Paper long abstract:
While prominent scholarship has argued that jihadism can be interpreted as a particular form of insurgency (Duyvesteyn 2018; Kalyvas 2018), the explanations of the capacity of jihadi insurgencies to attract and mobilise recruits remains controversial. Recent findings have challenged the assumption that a lack of governance and limited state reach stimulates "radicalisation", especially in marginal areas and in poorly governed borderlands, highlighting instead the significance of the (perception of) abuses perpetrated by state authorities against marginal communities (ISS 2016; ICG 2017; Pellerin 2017; UNDP 2017). From this perspective, it is rather state action - and not the lack thereof - that contributes to explaining the capacity of mobilisation of jihadi insurgencies arising in African borderlands.

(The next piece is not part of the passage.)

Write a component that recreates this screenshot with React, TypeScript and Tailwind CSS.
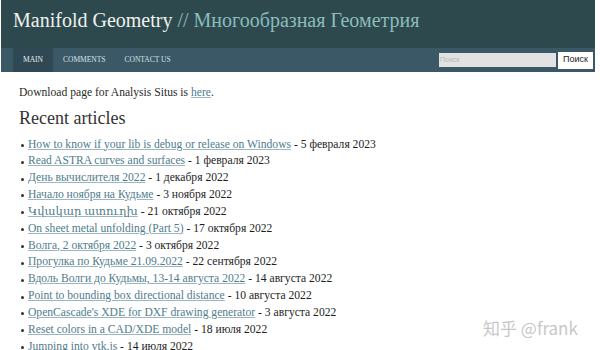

Investigating the complex interplay between the processes of jihadi mobilisation / rebel governance and the practices of counter-terrorism / state governance, the paper explores the rise, evolution and organisation of the Islamic State in the Greater Sahara (ISGS) in remote Niger's borderlands. Borrowing the analytical framework from constructivist approaches to civil war studies (Kalyvas and Balcells 2010), I argue that ISGS has harnessed local grievances to promote a transformation of identity and threat perceptions of cross-border communities. The blurring of the lines between state and non-state governance and security is intentionally aimed at reframing dynamics of contention and mobilisation in rural societies. The paper builds on extensive fieldwork carried out in 2017 and 2018 in Niger, including in Niamey and the region of Tillabéry.
Paper short abstract:
The paper analyses alternative sociabilities as part of survival strategies based on different forms of violence. In this context, Boko Haram appears as a sophisticated dispositive embedding multiple narratives of violence into the social network.
Paper long abstract:
Drawing on the analysis of multiform logic of exclusions (economic, social and connected to the use of land), the paper proposes studying the construction and reconfiguration of alternative sociability. This sociability is part of livelihood and survival strategies of the displaced population in the southeastern region of Niger concerned by the Boko Haram insurgency.
Social Network Analysis allowed a graphical visualization of alternative networks, identifying specific categories of actors that are weakely connected (within an important "geodesic distance") to different kind of authorities (administrative, religious, customary or humanitarian. This population (e.g. prostitutes, drug deals/vendors, gasoline resellers etc.) is getting through diverse forms of violence, constitutive of alternative sociability. While the violence may be inflicted on the society, caused by the society or by the armed group, the paper shows the complexity and plurality of its interpretations. In this context Boko Haram is acting as a sophisticated dispositive by embedding diverse narratives of violence into the social network of the displaced population in the southeast of Niger. What kind of new identities these narratives are producing? What is the place of Boko Haram in the construction of alternative sociability?
The contribution drives from more than one hundred qualitative interviews conducted during the field research through 2017-2018 in the southeast of Niger.